— Start Data supplied —
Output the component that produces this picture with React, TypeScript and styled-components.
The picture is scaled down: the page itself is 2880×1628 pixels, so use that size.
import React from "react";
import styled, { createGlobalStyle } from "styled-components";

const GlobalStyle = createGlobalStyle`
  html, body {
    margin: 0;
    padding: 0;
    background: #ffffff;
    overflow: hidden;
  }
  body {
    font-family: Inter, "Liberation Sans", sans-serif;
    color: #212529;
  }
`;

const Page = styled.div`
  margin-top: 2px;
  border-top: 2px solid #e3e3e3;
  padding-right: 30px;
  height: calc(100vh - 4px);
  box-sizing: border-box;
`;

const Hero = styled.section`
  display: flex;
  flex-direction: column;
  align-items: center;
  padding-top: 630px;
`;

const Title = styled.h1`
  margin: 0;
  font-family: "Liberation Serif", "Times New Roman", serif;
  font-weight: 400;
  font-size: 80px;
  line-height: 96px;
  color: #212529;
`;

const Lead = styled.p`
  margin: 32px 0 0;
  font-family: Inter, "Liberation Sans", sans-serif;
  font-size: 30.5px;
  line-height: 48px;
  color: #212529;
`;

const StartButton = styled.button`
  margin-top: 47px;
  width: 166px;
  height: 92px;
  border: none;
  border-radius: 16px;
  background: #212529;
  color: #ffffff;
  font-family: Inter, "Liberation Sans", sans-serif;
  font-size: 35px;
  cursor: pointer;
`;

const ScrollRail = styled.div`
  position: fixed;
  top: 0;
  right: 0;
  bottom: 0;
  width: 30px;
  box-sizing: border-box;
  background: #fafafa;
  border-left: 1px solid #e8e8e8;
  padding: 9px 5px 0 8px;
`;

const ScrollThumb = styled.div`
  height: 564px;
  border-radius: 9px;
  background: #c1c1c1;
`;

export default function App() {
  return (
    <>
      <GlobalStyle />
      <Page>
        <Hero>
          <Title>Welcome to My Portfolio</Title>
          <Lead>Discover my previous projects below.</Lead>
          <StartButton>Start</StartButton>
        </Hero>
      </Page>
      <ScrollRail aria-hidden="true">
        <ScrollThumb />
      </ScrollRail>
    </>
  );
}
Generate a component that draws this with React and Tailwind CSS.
— End Data supplied —
* Instruction *
Reproduce the data, keeping every line exactly the same.

* In response *
Output the component that produces this picture with React, TypeScript and styled-components.
The picture is scaled down: the page itself is 2880×1628 pixels, so use that size.
import React from "react";
import styled, { createGlobalStyle } from "styled-components";

const GlobalStyle = createGlobalStyle`
  html, body {
    margin: 0;
    padding: 0;
    background: #ffffff;
    overflow: hidden;
  }
  body {
    font-family: Inter, "Liberation Sans", sans-serif;
    color: #212529;
  }
`;

const Page = styled.div`
  margin-top: 2px;
  border-top: 2px solid #e3e3e3;
  padding-right: 30px;
  height: calc(100vh - 4px);
  box-sizing: border-box;
`;

const Hero = styled.section`
  display: flex;
  flex-direction: column;
  align-items: center;
  padding-top: 630px;
`;

const Title = styled.h1`
  margin: 0;
  font-family: "Liberation Serif", "Times New Roman", serif;
  font-weight: 400;
  font-size: 80px;
  line-height: 96px;
  color: #212529;
`;

const Lead = styled.p`
  margin: 32px 0 0;
  font-family: Inter, "Liberation Sans", sans-serif;
  font-size: 30.5px;
  line-height: 48px;
  color: #212529;
`;

const StartButton = styled.button`
  margin-top: 47px;
  width: 166px;
  height: 92px;
  border: none;
  border-radius: 16px;
  background: #212529;
  color: #ffffff;
  font-family: Inter, "Liberation Sans", sans-serif;
  font-size: 35px;
  cursor: pointer;
`;

const ScrollRail = styled.div`
  position: fixed;
  top: 0;
  right: 0;
  bottom: 0;
  width: 30px;
  box-sizing: border-box;
  background: #fafafa;
  border-left: 1px solid #e8e8e8;
  padding: 9px 5px 0 8px;
`;

const ScrollThumb = styled.div`
  height: 564px;
  border-radius: 9px;
  background: #c1c1c1;
`;

export default function App() {
  return (
    <>
      <GlobalStyle />
      <Page>
        <Hero>
          <Title>Welcome to My Portfolio</Title>
          <Lead>Discover my previous projects below.</Lead>
          <StartButton>Start</StartButton>
        </Hero>
      </Page>
      <ScrollRail aria-hidden="true">
        <ScrollThumb />
      </ScrollRail>
    </>
  );
}
Generate a component that draws this with React and Tailwind CSS.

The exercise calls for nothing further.